## Aim of the task
Scan the material below for lines with the word "this" and report how many there are, with nothing added.

## Items
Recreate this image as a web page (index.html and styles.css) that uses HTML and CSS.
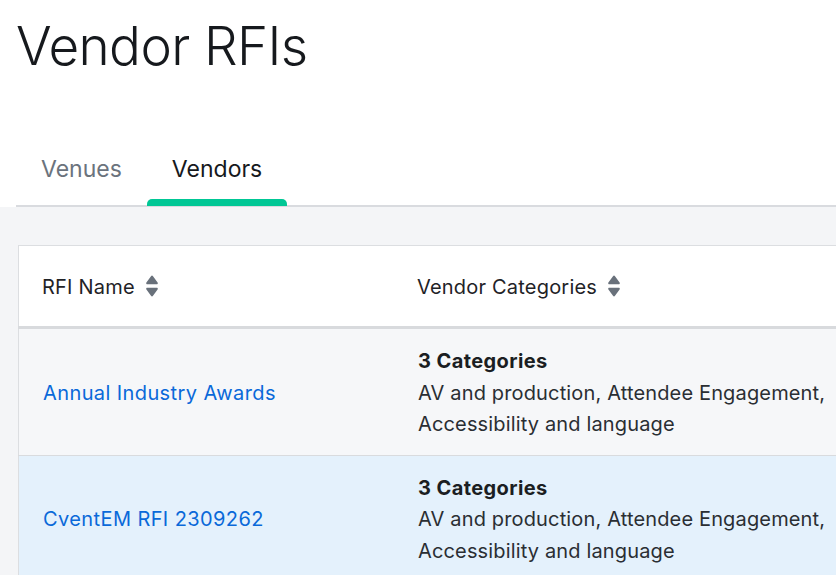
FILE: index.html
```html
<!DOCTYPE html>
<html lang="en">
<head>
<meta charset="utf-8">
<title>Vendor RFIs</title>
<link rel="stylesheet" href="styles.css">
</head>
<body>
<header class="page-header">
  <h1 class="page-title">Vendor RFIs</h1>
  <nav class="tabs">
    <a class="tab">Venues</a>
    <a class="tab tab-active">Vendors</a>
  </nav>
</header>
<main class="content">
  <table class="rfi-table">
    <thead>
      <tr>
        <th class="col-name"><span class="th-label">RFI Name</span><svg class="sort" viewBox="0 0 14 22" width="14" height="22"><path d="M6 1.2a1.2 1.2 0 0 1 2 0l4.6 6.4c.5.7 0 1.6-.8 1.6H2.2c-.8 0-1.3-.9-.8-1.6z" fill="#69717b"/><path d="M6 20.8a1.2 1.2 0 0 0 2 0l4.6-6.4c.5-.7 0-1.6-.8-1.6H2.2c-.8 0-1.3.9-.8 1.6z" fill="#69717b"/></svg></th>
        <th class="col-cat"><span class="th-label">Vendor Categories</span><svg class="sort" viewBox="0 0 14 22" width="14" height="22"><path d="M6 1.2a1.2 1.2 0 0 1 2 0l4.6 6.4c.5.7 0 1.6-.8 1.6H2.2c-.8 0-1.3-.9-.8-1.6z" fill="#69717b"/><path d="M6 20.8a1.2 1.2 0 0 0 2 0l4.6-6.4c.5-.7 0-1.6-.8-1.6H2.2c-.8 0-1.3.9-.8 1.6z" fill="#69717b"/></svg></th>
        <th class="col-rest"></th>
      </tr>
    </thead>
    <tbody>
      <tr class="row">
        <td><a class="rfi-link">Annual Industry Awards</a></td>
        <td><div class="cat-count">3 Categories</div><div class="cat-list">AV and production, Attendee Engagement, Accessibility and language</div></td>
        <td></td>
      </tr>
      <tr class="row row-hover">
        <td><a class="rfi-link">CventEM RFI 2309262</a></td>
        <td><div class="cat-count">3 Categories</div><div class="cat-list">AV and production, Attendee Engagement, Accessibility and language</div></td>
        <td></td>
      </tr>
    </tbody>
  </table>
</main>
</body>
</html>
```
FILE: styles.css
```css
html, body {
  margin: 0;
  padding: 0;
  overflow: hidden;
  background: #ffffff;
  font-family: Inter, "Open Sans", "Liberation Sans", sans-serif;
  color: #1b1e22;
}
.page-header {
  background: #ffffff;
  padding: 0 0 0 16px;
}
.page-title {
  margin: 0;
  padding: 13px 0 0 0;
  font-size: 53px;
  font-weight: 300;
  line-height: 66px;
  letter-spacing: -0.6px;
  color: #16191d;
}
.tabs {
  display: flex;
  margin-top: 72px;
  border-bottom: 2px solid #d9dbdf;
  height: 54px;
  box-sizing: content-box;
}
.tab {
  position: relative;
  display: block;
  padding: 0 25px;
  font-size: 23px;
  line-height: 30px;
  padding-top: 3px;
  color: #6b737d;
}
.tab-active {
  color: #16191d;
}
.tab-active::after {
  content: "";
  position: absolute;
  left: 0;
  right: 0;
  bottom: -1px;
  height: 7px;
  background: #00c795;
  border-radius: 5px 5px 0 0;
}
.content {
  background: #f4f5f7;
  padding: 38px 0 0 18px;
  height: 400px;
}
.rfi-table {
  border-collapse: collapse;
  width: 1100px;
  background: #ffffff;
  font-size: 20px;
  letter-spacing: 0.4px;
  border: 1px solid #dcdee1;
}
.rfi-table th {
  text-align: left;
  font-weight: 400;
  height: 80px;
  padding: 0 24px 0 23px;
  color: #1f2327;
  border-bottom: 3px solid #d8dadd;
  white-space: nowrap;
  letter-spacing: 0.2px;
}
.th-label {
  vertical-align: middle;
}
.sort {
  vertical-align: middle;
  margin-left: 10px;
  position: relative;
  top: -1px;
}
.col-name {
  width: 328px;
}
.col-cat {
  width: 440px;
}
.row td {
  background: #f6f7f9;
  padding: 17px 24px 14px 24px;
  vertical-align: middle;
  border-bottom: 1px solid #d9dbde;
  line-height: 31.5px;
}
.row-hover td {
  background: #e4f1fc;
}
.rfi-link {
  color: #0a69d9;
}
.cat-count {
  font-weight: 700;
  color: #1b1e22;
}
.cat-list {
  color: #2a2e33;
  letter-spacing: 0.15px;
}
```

==

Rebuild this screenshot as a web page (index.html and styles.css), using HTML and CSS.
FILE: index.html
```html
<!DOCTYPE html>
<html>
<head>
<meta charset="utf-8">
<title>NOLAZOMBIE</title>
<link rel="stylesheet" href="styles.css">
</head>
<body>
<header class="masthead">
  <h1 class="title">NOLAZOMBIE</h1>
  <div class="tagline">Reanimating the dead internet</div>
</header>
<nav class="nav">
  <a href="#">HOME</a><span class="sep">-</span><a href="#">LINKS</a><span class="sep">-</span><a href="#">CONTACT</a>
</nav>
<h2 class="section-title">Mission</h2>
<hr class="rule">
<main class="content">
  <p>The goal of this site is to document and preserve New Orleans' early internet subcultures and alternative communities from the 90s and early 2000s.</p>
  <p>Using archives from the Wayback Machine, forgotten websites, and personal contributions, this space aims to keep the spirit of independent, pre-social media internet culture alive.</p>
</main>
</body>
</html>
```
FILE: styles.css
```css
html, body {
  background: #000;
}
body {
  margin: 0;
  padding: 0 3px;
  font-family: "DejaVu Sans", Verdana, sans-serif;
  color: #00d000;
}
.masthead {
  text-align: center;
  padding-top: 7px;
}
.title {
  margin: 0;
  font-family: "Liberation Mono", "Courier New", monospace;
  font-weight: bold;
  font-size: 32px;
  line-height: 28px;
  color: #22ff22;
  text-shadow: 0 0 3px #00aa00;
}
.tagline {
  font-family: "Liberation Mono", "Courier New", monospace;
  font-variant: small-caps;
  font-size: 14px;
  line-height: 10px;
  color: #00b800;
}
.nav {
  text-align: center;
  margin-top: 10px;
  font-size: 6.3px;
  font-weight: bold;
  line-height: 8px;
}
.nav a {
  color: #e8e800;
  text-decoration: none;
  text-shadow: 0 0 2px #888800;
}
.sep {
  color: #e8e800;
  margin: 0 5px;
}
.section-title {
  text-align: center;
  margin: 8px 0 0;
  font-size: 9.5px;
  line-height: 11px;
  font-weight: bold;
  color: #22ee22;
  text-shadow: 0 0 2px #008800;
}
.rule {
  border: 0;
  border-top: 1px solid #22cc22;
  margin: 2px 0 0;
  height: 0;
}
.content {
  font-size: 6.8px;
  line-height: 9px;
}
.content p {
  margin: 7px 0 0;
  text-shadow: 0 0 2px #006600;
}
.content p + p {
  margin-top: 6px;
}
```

## Completed exercise
4